▶ _Data for this exercise_:
☆ ☆ ☆ ☆
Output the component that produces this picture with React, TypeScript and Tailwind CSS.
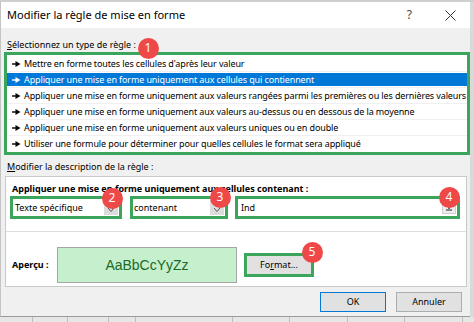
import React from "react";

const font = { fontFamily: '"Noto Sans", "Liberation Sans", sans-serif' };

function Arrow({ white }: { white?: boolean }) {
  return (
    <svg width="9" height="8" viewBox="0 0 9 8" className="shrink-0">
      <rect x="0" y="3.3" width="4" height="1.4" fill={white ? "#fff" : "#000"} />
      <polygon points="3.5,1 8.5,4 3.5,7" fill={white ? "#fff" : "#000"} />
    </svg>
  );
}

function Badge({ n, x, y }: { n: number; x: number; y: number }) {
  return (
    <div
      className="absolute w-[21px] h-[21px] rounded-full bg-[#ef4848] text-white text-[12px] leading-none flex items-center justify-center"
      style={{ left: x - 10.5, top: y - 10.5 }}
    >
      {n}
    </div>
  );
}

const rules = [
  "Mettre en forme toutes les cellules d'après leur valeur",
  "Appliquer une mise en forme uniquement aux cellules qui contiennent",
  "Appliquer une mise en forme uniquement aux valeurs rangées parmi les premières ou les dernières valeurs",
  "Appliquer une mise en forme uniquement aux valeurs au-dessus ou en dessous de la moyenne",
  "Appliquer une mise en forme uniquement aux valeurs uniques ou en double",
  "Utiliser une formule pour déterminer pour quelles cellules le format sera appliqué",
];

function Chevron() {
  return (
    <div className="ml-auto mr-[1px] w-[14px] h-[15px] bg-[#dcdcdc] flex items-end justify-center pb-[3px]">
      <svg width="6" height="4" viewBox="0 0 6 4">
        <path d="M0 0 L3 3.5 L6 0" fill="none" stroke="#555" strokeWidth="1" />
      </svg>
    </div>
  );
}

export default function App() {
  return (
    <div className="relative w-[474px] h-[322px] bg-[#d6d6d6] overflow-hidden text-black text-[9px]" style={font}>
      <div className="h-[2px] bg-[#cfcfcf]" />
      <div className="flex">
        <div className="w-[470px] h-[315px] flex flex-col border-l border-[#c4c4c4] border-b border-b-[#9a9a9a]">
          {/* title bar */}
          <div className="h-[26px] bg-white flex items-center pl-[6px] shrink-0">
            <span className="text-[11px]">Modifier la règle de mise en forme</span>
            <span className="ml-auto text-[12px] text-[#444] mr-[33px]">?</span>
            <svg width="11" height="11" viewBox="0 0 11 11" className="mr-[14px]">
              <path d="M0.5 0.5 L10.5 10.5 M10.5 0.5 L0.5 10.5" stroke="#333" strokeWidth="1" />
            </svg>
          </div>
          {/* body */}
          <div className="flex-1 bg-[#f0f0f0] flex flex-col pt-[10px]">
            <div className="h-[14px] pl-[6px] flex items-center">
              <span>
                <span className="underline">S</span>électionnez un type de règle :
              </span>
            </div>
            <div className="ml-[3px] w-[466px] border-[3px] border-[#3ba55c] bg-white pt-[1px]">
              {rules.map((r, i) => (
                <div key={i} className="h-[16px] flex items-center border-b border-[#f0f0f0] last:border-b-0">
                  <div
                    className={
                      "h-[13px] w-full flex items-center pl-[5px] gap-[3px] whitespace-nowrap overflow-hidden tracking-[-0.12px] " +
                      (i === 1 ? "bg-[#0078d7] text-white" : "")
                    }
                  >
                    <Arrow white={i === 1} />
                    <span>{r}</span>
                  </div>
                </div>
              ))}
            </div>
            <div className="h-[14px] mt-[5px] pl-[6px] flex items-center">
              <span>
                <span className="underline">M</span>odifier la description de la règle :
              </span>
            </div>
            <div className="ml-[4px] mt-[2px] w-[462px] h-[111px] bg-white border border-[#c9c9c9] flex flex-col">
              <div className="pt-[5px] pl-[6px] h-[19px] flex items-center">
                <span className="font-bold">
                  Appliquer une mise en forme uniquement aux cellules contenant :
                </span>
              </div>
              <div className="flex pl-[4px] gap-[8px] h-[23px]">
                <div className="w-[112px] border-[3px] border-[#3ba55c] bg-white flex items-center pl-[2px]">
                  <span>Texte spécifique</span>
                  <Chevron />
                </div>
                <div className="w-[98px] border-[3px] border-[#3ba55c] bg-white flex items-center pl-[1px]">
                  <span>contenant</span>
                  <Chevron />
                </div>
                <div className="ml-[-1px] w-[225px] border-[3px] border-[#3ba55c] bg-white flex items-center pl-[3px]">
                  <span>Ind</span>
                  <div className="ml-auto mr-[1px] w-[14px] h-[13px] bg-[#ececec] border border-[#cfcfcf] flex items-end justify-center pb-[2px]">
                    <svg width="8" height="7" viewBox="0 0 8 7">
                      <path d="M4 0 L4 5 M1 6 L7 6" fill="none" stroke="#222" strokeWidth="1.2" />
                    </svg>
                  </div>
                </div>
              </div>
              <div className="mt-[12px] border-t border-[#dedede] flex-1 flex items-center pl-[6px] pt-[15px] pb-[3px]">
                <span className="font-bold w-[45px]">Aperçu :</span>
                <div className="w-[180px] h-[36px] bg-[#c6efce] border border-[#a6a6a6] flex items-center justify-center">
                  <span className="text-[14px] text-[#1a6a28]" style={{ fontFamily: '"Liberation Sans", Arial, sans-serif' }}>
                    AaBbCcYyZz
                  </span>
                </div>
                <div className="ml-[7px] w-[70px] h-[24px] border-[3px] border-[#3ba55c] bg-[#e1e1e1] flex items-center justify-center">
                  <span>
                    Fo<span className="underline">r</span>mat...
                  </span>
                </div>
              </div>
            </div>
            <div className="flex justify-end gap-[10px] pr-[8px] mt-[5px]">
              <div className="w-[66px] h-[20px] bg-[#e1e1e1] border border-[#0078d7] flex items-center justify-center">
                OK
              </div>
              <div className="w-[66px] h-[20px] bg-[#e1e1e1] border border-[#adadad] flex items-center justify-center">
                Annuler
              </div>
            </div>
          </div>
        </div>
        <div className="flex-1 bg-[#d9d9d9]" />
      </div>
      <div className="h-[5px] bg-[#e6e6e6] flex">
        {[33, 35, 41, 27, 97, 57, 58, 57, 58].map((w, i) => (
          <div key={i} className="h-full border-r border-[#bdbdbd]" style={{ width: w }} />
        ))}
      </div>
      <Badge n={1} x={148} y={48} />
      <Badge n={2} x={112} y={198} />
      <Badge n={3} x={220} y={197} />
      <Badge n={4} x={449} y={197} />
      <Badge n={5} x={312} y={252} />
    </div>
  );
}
☆ ☆ ☆ ☆
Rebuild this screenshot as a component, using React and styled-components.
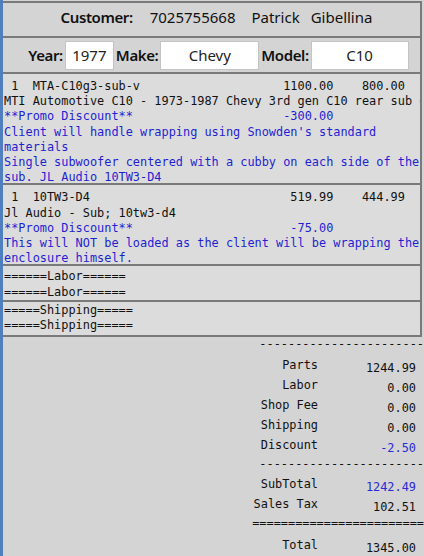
☆ ☆ ☆ ☆
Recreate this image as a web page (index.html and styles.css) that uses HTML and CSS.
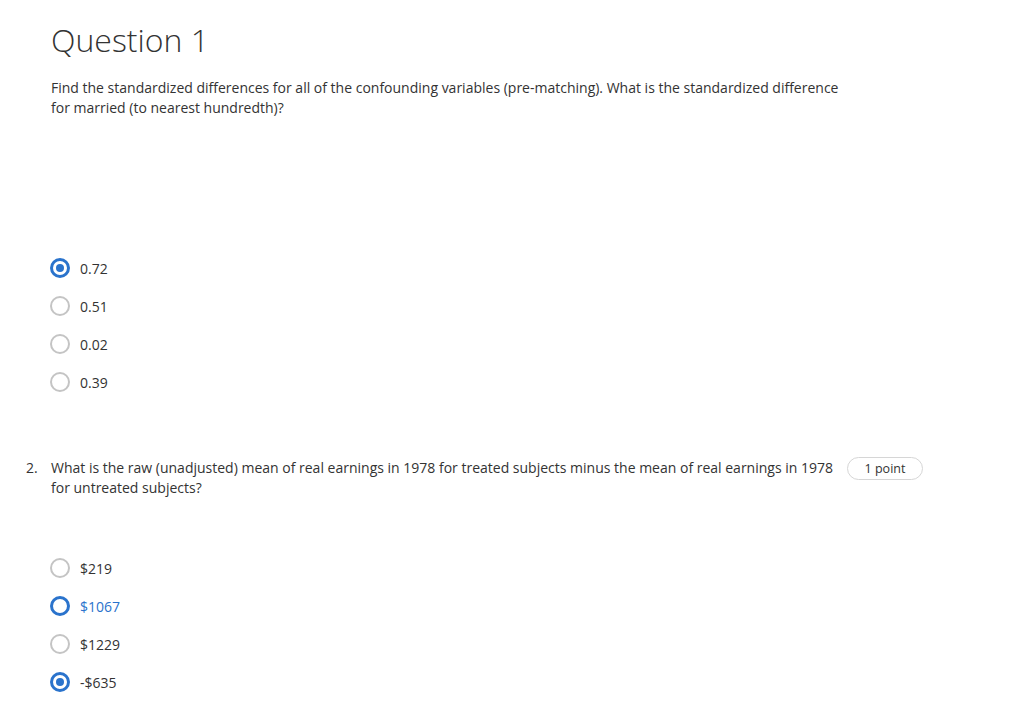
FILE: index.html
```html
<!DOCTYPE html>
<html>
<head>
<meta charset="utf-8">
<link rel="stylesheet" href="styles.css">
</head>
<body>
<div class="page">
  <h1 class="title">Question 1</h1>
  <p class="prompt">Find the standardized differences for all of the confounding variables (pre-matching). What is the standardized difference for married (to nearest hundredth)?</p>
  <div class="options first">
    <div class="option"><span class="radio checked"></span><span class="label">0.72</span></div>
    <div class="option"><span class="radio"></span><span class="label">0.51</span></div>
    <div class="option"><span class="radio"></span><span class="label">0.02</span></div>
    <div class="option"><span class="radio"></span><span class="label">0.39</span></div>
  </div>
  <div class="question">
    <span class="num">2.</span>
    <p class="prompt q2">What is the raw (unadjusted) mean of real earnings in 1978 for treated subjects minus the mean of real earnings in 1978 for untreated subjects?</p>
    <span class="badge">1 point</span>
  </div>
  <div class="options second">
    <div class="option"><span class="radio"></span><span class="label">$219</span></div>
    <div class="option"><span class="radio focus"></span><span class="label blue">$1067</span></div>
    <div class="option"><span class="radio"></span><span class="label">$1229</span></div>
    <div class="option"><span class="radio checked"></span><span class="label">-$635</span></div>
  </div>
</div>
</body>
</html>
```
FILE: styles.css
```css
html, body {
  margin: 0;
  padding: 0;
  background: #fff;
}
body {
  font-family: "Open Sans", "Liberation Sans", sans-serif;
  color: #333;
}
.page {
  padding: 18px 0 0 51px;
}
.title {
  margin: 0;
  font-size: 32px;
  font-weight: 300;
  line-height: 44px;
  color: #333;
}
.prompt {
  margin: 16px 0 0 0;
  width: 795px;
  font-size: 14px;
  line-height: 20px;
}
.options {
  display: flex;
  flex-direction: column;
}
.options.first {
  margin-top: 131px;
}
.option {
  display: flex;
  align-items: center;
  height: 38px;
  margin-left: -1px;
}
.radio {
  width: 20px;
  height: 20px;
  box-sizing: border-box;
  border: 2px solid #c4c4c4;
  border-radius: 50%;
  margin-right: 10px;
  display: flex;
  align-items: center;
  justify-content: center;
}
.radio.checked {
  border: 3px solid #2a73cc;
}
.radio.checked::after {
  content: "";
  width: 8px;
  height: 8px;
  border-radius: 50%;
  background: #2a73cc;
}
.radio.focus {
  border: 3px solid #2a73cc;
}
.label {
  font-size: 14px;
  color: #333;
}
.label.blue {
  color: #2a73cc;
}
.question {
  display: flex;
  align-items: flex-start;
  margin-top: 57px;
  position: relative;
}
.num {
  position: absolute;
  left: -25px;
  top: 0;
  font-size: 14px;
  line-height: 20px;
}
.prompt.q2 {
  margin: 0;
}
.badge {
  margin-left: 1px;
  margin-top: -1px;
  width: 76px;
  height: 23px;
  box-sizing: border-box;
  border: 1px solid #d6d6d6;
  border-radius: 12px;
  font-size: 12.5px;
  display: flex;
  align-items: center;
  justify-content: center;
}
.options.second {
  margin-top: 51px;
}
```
☆ ☆ ☆ ☆
▶ _Directions_: In the entries above, find every line holding the word "that" and copy it out.

▶ _Task answer_:
Output the component that produces this picture with React, TypeScript and Tailwind CSS.
Recreate this image as a web page (index.html and styles.css) that uses HTML and CSS.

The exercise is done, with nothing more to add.